In the entries below, find the line containing "Clone this screenshot in HTML." and the line containing "5.2L10.8 10.8M10.8 5.2L5.2". Copy those two lines and everything between them exactly, without the pictures.

Interface markup and scripts
--------------------------------

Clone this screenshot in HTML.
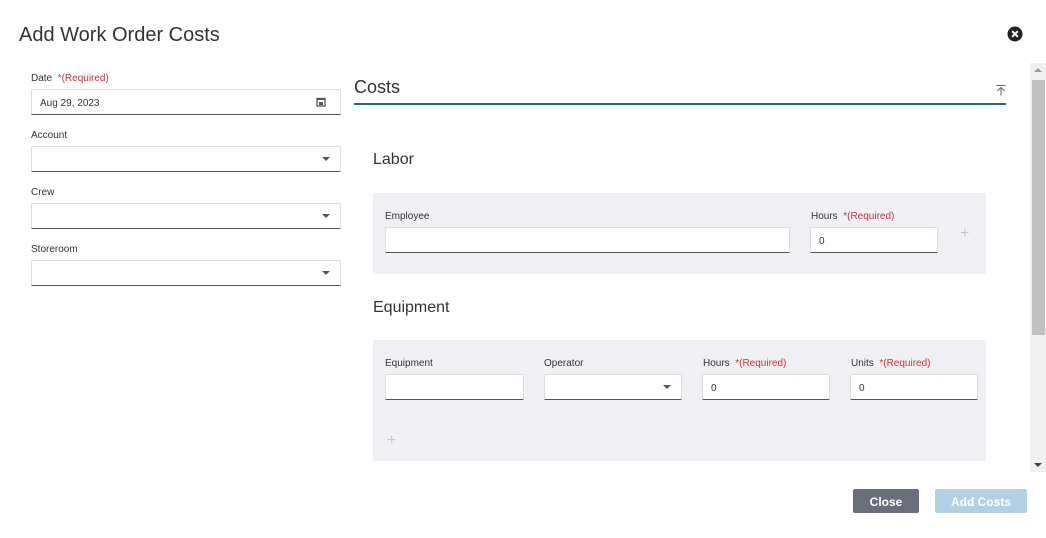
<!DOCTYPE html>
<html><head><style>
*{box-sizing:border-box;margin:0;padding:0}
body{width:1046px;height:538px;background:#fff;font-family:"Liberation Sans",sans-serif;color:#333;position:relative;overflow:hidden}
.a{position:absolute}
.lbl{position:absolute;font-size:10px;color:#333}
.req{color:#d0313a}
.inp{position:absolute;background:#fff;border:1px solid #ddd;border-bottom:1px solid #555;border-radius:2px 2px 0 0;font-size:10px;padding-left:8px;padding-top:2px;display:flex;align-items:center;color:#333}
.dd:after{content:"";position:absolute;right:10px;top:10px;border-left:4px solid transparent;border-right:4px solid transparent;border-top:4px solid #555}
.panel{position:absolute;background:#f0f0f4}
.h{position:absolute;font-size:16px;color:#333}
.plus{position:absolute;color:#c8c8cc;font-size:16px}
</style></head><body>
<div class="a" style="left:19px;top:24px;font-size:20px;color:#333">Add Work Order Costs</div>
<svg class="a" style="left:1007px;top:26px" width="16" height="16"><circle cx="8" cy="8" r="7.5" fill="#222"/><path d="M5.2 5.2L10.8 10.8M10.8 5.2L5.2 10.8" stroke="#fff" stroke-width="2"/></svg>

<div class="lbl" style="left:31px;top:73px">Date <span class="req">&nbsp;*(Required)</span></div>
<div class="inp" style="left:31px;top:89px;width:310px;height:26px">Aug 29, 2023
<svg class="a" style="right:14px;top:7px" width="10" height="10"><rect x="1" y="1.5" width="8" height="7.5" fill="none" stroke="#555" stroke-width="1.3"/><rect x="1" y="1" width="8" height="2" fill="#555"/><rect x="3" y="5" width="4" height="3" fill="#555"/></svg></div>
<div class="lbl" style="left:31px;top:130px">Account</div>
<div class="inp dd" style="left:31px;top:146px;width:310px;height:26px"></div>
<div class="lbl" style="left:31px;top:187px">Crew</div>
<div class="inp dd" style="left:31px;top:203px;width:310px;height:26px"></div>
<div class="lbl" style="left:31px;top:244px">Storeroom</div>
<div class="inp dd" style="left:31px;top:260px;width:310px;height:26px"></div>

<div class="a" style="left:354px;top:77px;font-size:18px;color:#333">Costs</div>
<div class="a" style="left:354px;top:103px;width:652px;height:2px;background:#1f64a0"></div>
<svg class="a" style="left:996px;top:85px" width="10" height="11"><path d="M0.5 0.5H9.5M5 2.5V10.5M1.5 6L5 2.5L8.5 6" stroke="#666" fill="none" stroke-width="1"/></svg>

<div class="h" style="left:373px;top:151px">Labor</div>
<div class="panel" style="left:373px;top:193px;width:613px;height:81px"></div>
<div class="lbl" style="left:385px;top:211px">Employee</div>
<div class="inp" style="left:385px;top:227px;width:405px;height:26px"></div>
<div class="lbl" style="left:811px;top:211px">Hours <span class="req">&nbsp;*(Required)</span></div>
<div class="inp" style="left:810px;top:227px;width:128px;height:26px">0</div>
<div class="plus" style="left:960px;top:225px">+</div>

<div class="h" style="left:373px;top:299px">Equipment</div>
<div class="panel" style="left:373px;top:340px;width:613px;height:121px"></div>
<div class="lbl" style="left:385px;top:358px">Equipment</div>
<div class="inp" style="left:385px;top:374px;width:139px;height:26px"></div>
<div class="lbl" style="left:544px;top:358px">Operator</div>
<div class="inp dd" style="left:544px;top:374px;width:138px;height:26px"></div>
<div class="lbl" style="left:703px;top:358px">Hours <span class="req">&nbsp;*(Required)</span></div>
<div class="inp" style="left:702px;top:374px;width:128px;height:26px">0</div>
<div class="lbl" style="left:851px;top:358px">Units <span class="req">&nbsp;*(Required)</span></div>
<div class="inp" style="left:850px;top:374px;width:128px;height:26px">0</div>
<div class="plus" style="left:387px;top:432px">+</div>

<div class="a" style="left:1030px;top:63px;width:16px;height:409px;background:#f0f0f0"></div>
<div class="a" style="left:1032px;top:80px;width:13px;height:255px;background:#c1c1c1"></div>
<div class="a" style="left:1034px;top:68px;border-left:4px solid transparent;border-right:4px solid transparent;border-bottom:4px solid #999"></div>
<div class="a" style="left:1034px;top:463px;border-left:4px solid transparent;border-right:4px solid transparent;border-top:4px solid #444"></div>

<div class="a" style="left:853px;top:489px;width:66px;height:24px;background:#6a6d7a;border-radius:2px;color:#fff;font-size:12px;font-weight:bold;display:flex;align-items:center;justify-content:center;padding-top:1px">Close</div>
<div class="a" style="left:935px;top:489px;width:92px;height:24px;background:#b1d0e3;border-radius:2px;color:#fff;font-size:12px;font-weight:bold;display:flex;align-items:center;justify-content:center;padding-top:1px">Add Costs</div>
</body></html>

--------------------------------

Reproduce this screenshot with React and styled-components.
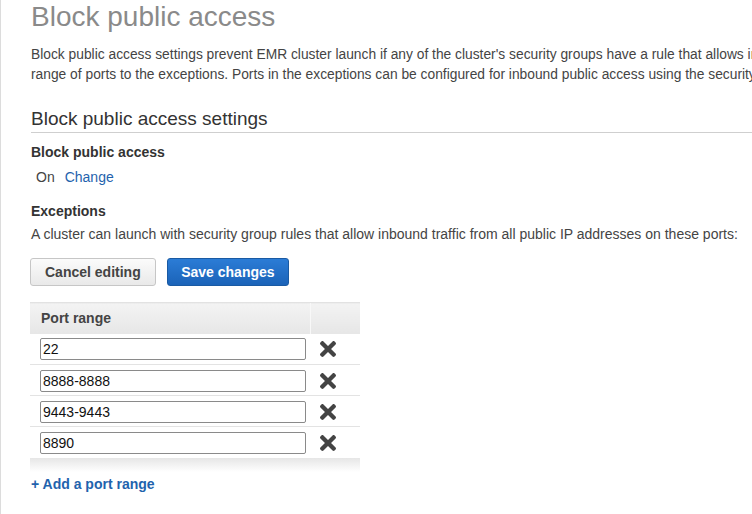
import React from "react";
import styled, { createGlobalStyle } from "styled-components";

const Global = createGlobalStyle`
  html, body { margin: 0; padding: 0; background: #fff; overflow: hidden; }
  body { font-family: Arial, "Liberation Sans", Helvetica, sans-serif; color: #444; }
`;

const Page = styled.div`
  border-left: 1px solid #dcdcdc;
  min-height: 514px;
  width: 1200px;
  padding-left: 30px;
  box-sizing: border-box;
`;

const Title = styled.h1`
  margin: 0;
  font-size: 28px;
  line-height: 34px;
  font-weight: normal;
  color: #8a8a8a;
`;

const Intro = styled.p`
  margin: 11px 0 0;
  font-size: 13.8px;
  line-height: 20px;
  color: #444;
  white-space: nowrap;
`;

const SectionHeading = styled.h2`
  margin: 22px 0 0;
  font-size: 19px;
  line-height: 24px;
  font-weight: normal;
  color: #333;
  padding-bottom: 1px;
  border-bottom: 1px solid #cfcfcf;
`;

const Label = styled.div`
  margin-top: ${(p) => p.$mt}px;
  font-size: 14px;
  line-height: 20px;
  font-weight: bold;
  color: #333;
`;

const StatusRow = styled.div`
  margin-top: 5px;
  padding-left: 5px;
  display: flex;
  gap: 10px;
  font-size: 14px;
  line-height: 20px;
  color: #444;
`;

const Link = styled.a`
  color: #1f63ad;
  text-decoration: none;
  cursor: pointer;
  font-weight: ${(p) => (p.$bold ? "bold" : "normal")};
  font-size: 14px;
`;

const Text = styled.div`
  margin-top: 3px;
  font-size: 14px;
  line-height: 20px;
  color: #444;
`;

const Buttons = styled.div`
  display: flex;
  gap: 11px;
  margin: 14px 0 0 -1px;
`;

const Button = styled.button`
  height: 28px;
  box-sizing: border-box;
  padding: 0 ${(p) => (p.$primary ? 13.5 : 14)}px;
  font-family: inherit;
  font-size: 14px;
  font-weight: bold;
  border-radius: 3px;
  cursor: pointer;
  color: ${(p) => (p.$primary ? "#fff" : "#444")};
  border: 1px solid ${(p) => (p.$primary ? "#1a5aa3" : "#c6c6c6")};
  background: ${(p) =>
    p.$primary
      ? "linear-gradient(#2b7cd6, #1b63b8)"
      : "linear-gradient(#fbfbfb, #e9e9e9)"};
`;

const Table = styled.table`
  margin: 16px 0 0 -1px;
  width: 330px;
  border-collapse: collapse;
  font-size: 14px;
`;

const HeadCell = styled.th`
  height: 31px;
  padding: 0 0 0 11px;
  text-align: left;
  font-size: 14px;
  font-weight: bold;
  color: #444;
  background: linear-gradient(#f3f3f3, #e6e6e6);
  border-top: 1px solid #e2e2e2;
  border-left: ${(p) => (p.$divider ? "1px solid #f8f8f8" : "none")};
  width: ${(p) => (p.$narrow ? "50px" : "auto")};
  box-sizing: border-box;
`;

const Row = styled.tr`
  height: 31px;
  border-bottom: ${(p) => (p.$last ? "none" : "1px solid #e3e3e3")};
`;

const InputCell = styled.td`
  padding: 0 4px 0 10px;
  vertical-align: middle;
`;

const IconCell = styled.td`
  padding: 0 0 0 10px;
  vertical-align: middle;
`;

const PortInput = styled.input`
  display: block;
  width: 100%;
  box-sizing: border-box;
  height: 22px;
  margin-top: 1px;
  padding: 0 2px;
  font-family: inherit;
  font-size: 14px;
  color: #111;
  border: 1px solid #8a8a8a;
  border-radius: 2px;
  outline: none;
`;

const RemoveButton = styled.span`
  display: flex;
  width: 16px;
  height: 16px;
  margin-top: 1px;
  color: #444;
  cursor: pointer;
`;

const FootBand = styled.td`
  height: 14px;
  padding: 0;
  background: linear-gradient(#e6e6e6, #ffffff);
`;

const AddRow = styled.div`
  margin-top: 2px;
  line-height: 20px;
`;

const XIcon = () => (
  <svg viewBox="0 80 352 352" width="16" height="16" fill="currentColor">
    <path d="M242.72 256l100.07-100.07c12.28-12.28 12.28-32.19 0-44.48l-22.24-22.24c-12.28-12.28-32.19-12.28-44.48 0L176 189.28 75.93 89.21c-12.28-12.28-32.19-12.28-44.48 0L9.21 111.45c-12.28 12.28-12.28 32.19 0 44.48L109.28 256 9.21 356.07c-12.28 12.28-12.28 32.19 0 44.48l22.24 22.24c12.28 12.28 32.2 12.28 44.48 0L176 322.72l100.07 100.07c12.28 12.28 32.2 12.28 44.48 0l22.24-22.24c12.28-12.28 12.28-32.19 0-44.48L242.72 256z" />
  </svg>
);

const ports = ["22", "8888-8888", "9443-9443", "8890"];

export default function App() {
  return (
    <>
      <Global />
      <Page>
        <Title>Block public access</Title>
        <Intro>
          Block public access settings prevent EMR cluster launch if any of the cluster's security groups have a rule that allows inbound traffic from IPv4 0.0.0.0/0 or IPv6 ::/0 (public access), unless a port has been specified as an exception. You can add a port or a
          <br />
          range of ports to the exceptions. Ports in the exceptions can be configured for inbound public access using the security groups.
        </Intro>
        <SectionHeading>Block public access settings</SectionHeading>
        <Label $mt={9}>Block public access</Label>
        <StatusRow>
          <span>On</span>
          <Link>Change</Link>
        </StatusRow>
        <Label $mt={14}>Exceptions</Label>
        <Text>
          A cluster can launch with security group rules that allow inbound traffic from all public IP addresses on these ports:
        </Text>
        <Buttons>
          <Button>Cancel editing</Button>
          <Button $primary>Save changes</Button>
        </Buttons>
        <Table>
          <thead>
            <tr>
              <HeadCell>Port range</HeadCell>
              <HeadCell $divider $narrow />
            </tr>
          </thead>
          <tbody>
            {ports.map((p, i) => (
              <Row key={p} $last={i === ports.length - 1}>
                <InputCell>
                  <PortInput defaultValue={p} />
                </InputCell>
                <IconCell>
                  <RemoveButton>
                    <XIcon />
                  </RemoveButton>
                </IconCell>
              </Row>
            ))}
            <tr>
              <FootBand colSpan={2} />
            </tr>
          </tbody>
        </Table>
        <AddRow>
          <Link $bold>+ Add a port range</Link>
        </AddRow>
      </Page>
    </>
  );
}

--------------------------------

__TASK RESPONSE__
Clone this screenshot in HTML.
<!DOCTYPE html>
<html><head><style>
*{box-sizing:border-box;margin:0;padding:0}
body{width:1046px;height:538px;background:#fff;font-family:"Liberation Sans",sans-serif;color:#333;position:relative;overflow:hidden}
.a{position:absolute}
.lbl{position:absolute;font-size:10px;color:#333}
.req{color:#d0313a}
.inp{position:absolute;background:#fff;border:1px solid #ddd;border-bottom:1px solid #555;border-radius:2px 2px 0 0;font-size:10px;padding-left:8px;padding-top:2px;display:flex;align-items:center;color:#333}
.dd:after{content:"";position:absolute;right:10px;top:10px;border-left:4px solid transparent;border-right:4px solid transparent;border-top:4px solid #555}
.panel{position:absolute;background:#f0f0f4}
.h{position:absolute;font-size:16px;color:#333}
.plus{position:absolute;color:#c8c8cc;font-size:16px}
</style></head><body>
<div class="a" style="left:19px;top:24px;font-size:20px;color:#333">Add Work Order Costs</div>
<svg class="a" style="left:1007px;top:26px" width="16" height="16"><circle cx="8" cy="8" r="7.5" fill="#222"/><path d="M5.2 5.2L10.8 10.8M10.8 5.2L5.2 10.8" stroke="#fff" stroke-width="2"/></svg>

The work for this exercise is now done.